United States Tax Court
91 T.C. 793 (U.S.T.C. 1988)
In Colonnade Condo., Inc. v. Comm'r of Internal Revenue, Colonnade Condominium, Inc. (Colonnade), a corporation, held a majority general partnership interest in Georgia King Associates (Georgia King), a limited partnership. Colonnade transferred 40.98% of its interest to its three shareholders, Bernstein, Feldman, and Mason, who each acquired a 13.66% interest in exchange for assuming Colonnade's obligation to make capital contributions and assume a portion of Georgia King's liabilities. No additional capital was contributed to the partnership, and the other partners' interests were unaffected. The Commissioner of Internal Revenue determined deficiencies in Colonnade's corporate income tax for fiscal years ending January 31, 1978, 1979, and 1980, asserting that the transfer constituted a taxable event. Colonnade disputed this, claiming the transaction was merely an admission of new partners and nontaxable. The U.S. Tax Court had to decide whether the transaction was a sale of a partnership interest or a nontaxable admission of new partners. After a hearing, the court ruled that the burden of proof was on the Commissioner.
The main issue was whether Colonnade's transfer of a portion of its partnership interest to its shareholders constituted a taxable sale or exchange of a partnership interest under sections 741 and 1001, or a nontaxable admission of new partners.
The U.S. Tax Court held that Colonnade's transfer of its partnership interest to its shareholders was a taxable sale or exchange of a partnership interest.

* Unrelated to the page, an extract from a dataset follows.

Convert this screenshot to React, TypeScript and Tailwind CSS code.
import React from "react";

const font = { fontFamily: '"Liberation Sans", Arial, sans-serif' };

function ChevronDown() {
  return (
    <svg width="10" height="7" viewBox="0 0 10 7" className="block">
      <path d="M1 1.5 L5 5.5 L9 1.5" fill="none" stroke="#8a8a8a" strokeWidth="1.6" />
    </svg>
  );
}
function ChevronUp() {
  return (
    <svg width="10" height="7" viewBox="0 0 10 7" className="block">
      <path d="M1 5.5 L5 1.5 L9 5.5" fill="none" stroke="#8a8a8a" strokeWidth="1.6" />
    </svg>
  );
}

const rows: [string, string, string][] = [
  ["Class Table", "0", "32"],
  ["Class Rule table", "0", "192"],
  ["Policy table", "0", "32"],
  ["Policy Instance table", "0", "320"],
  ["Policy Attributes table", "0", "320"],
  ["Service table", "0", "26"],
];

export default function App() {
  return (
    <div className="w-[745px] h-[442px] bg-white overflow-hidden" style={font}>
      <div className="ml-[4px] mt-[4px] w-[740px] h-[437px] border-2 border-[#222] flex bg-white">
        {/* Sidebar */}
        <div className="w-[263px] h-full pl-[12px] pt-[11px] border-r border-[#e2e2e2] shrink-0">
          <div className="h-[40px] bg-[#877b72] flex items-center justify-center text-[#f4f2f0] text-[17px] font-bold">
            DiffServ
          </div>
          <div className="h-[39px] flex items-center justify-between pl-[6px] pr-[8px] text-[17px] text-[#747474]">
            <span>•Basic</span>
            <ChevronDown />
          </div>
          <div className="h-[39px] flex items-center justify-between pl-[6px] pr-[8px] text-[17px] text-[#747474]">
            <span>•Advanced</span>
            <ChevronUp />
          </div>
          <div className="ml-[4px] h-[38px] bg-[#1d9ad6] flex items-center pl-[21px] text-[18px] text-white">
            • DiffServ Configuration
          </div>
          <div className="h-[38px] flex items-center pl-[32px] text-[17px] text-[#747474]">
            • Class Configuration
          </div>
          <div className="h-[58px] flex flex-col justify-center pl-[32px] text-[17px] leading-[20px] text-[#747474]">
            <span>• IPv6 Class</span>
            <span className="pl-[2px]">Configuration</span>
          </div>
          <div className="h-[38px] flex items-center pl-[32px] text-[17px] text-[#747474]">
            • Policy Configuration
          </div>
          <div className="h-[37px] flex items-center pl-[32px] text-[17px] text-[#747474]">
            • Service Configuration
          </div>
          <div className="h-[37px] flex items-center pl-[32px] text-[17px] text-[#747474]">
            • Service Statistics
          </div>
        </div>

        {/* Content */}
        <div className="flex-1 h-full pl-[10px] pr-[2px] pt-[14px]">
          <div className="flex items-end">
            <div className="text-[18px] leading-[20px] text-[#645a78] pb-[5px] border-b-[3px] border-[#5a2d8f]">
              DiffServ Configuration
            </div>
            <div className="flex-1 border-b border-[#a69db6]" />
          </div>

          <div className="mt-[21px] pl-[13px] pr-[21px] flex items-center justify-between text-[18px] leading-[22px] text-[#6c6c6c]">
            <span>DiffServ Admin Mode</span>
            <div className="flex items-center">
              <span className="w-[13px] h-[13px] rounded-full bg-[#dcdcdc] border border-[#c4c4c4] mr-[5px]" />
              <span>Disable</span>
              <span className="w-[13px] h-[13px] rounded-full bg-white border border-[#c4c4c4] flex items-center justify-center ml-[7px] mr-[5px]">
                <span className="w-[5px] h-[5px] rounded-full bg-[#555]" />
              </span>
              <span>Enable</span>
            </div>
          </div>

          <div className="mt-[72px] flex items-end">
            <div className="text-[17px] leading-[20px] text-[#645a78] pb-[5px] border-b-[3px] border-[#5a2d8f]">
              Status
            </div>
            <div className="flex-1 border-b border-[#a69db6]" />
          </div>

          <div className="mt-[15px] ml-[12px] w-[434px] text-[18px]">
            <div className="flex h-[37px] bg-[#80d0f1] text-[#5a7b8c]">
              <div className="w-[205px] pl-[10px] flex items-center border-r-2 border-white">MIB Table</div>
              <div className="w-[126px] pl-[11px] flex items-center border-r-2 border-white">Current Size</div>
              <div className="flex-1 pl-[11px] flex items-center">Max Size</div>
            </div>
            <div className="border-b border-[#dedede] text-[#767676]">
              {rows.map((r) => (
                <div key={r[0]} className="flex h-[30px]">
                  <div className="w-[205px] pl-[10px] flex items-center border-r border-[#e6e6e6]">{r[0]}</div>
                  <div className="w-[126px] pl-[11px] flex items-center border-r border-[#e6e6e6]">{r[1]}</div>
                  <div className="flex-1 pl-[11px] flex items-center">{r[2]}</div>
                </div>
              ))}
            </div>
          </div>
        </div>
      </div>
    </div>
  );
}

The U.S. Tax Court reasoned that the transaction between Colonnade and its shareholders was, in substance, a sale or exchange rather than a mere admission of new partners. The court emphasized that the transfer resulted in Colonnade being relieved of its obligation to contribute capital and its share of partnership liabilities, which were assumed by the shareholders. The court noted that the transfer was a direct exchange between Colonnade and the shareholders, without any new capital being contributed to the partnership or changes in the interests of other partners. The court found that the transaction's form and substance were consistent with a sale, as the shareholders provided consideration by assuming liabilities. The court also distinguished this case from others where new partners made capital contributions, emphasizing that here, the assumption of liabilities was significant consideration for the transfer. Thus, the court concluded that the transaction was subject to taxation as a sale or exchange under section 741.